Like many folks who grew up in Metro Vancouver, I’ve visited the dam and hatchery in Capilano River Regional Park more times than I can count. Nevertheless, until recently, I had never properly explored the trails of this park in North Vancouver.
From the Cleveland Dam, we embarked on an easy, two-hour circuit that covered seven kilometres and involved an elevation gain of 120 metres. First, we hiked south on the Upper Shinglebolt Trail and Capilano Pacific Trail to a viewpoint on the west side of Capilano Canyon. (The Capilano Pacific, part of the National Hiking Trail, runs all the way to Ambleside Park.)
Backtracking, we crossed the river on Pipeline Bridge, and strolled the Pipeline Trail, Chinook Trail, and Coho Loop to the viewpoint at Cable Pool, where we observed a couple of fishers. After recrossing the river, we made our way to the Second Canyon viewpoint, which offers visitors a dramatic look up the gorge to the dam.
Old-growth Douglas-fir trees awaited us on the Giant Fir Trail.
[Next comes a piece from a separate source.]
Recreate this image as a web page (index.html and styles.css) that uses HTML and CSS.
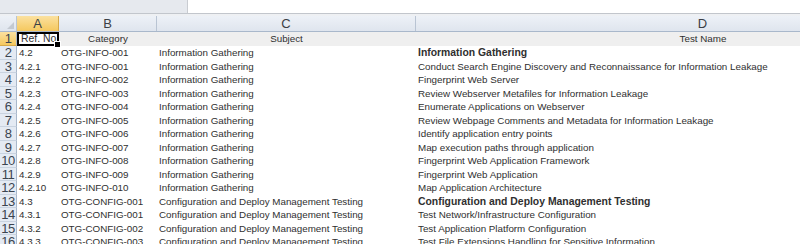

After we crossed the Cleveland Dam to conclude our hike, we spotted a bald eagle. The snow looked magnificent on the twin peaks of Ch’ich’iyuy Elxwikn (the Sisters, also known as the Lions).
Capilano River Regional Park — not to be confused with the adjacent and privately owned Capilano Suspension Bridge Park — lies in the territories of the Musqueam, Squamish, and Tsleil-Waututh First Nations. TransLink buses 232 and 236 both stop near the Cleveland Dam on their way to and from Grouse Mountain.